Before we can even think about “mixing amperages,” we need to get cozy with the fundamental language of electricity. It’s like learning the alphabet before you write a novel. Trust me, these aren’t just abstract terms; they’re the key to understanding your tools and keeping your shop safe.

What’s 220V Anyway? (And why it’s a game-changer)

When we talk about 220V in North America, we’re usually referring to the higher voltage available for larger appliances and machinery, distinct from the standard 110V or 120V outlets you use for lamps and phone chargers. This higher voltage is a game-changer for woodworkers because it allows powerful motors to draw less current (amperage) for the same amount of power (wattage). Less current means less heat generated in the wires and motors, which can lead to more efficient operation and longer tool life.

Now, here’s where it gets a little nuanced, especially for my global audience. While I say “220V,” the actual voltage can vary slightly depending on your location. In North America, it’s often 240V or sometimes 208V (especially in commercial buildings with three-phase power, which we’ll touch on). In Europe, it’s typically 230V, and in many other parts of the world, it hovers around 220V to 240V. For most practical purposes, when a tool is rated for “220V,” it’s generally designed to operate safely and effectively within this common range (208V-240V).
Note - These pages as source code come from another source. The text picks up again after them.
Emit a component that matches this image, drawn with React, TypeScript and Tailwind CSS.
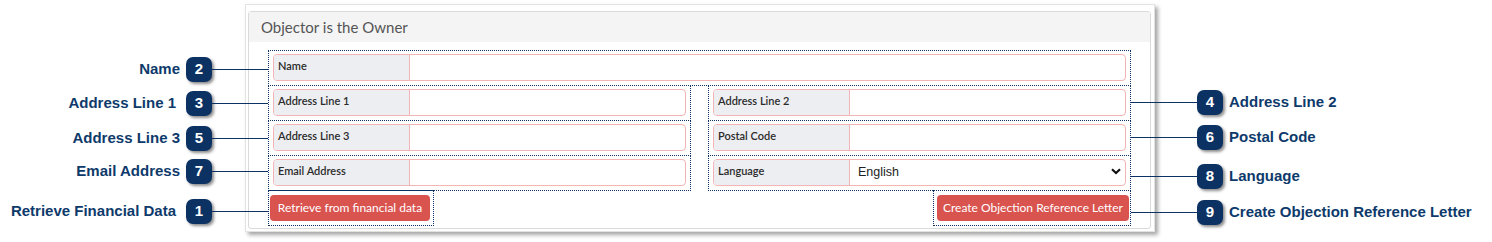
import React from 'react';

// Callout rows beside the form, each with its own offset from the row above
const leftCallouts = [
  { n: 2, label: 'Name', mt: 'mt-[56px]', pr: '' },
  { n: 3, label: 'Address Line 1', mt: 'mt-[8px]', pr: 'pr-[4px]' },
  { n: 5, label: 'Address Line 3', mt: 'mt-[9px]', pr: '' },
  { n: 7, label: 'Email Address', mt: 'mt-[7px]', pr: '' },
  { n: 1, label: 'Retrieve Financial Data', mt: 'mt-[14px]', pr: 'pr-[4px]' },
];

const rightCallouts = [
  { n: 4, label: 'Address Line 2', mt: 'mt-[89px]' },
  { n: 6, label: 'Postal Code', mt: 'mt-[9px]' },
  { n: 8, label: 'Language', mt: 'mt-[13px]' },
  { n: 9, label: 'Create Objection Reference Letter', mt: 'mt-[10px]' },
];

const Badge: React.FC<{ n: number }> = ({ n }) => (
  <div className="w-[26px] h-[25px] shrink-0 rounded-[7px] bg-[#0c3263] shadow-[2px_2px_3px_rgba(0,0,0,0.45)] flex items-center justify-center text-white text-[15px] font-bold">
    {n}
  </div>
);

const InputGroup: React.FC<{ label: string; children?: React.ReactNode }> = ({ label, children }) => (
  <div className="flex h-[27px] border border-[#f2b4b4] rounded-[4px] overflow-hidden bg-white">
    <div className="w-[136px] shrink-0 bg-[#edeef2] border-r border-[#f2b4b4] pl-[4px] pb-[2px] flex items-center text-[11px] font-semibold text-[#2b2b2b]">
      {label}
    </div>
    <div className="flex-1 flex items-center">{children}</div>
  </div>
);

const Cell: React.FC<{ label: string; first?: boolean; children?: React.ReactNode }> = ({ label, first, children }) => (
  <div className={`border border-dotted border-[#0c3263] pt-[3px] pb-[4px] px-[4px] ${first ? '' : '-mt-px'}`}>
    <InputGroup label={label}>{children}</InputGroup>
  </div>
);

export default function App() {
  return (
    <div className="w-[1492px] h-[242px] bg-white flex overflow-hidden" style={{ fontFamily: 'Lato, "Open Sans", sans-serif' }}>
      {/* left callouts */}
      <div className="w-[245px] shrink-0 flex flex-col" style={{ fontFamily: '"Liberation Sans", Arial, sans-serif' }}>
        {leftCallouts.map(c => (
          <div key={c.n} className={`flex items-center h-[26px] ${c.mt}`}>
            <div className={`flex-1 text-right text-[15px] font-bold text-[#0e3a6b] whitespace-nowrap ${c.pr}`}>{c.label}</div>
            <div className="ml-[6px]"><Badge n={c.n} /></div>
            <div className="w-[56px] h-px bg-[#0c3263] shrink-0 -mr-[23px] relative z-10" />
          </div>
        ))}
      </div>

      {/* form panel */}
      <div className="w-[910px] h-[228px] mt-[4px] shrink-0 bg-white border border-[#e2e2e2] shadow-[3px_3px_4px_rgba(0,0,0,0.35)] pt-[6px] pl-[2px] pr-[3px] pb-[2px]">
        <div className="h-full border border-[#dadada] rounded-[3px] flex flex-col">
          <div className="h-[30px] bg-[#f4f4f4] px-[12px] flex items-center text-[15px] text-[#555]">
            Objector is the Owner
          </div>
          <div className="pt-[8px] px-[19px]">
            <Cell label="Name" first />
            <div className="grid grid-cols-2 gap-x-[17px]">
              <div className="flex flex-col">
                <Cell label="Address Line 1" />
                <Cell label="Address Line 3" />
                <Cell label="Email Address" />
              </div>
              <div className="flex flex-col">
                <Cell label="Address Line 2" />
                <Cell label="Postal Code" />
                <Cell label="Language">
                  <select
                    defaultValue="English"
                    className="flex-1 h-full appearance-none bg-transparent outline-none pl-[8px] text-[12.5px] text-[#222]"
                    style={{ fontFamily: '"Liberation Sans", Arial, sans-serif' }}
                  >
                    <option>English</option>
                  </select>
                  <svg width="10" height="7" viewBox="0 0 10 7" className="mr-[4px] mb-[2px] shrink-0">
                    <path d="M1 1.2 L5 5 L9 1.2" fill="none" stroke="#111" strokeWidth="2.2" />
                  </svg>
                </Cell>
              </div>
            </div>
            <div className="flex justify-between">
              <div className="-mt-px border border-dotted border-[#0c3263] pt-[3px] pb-[4px] pl-[1px] pr-[3px]">
                <button className="w-[160px] h-[26px] rounded-[4px] bg-[#d9534f] text-white text-[12px]">
                  Retrieve from financial data
                </button>
              </div>
              <div className="-mt-px border border-dotted border-[#0c3263] pt-[3px] pb-[4px] pl-[3px] pr-[1px]">
                <button className="w-[192px] h-[26px] rounded-[4px] bg-[#d9534f] text-white text-[12px]">
                  Create Objection Reference Letter
                </button>
              </div>
            </div>
          </div>
        </div>
      </div>

      {/* right callouts */}
      <div className="flex-1 flex flex-col" style={{ fontFamily: '"Liberation Sans", Arial, sans-serif' }}>
        {rightCallouts.map(c => (
          <div key={c.n} className={`flex items-center h-[26px] ${c.mt}`}>
            <div className="w-[66px] h-px bg-[#0c3263] shrink-0 -ml-[24px] relative z-10" />
            <Badge n={c.n} />
            <div className="ml-[6px] text-[15px] font-bold text-[#0e3a6b] whitespace-nowrap">{c.label}</div>
          </div>
        ))}
      </div>
    </div>
  );
}
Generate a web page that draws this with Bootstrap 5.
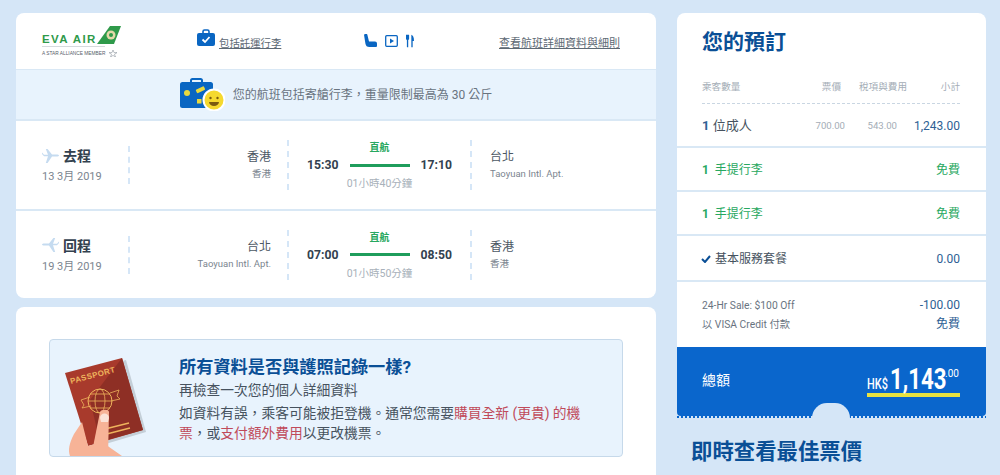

Always check your machine’s specific nameplate for its exact voltage requirements.

Most residential 220V power in North America is single-phase. This means you have two “hot” wires, each carrying 120V (180 degrees out of phase with each other), plus a neutral and a ground wire. When you measure between the two hot wires, you get 240V. This is what powers your electric dryer, oven, and those beefy shop machines.

Three-phase power, on the other hand, is usually found in industrial settings. It uses three hot wires, each 120 degrees out of phase, providing a more constant and efficient power delivery for very large motors. If you’re eyeing a vintage industrial machine from an old factory, chances are it’s three-phase, and we’ll talk about how to deal with that later. For now, assume most home shop 220V discussions revolve around single-phase.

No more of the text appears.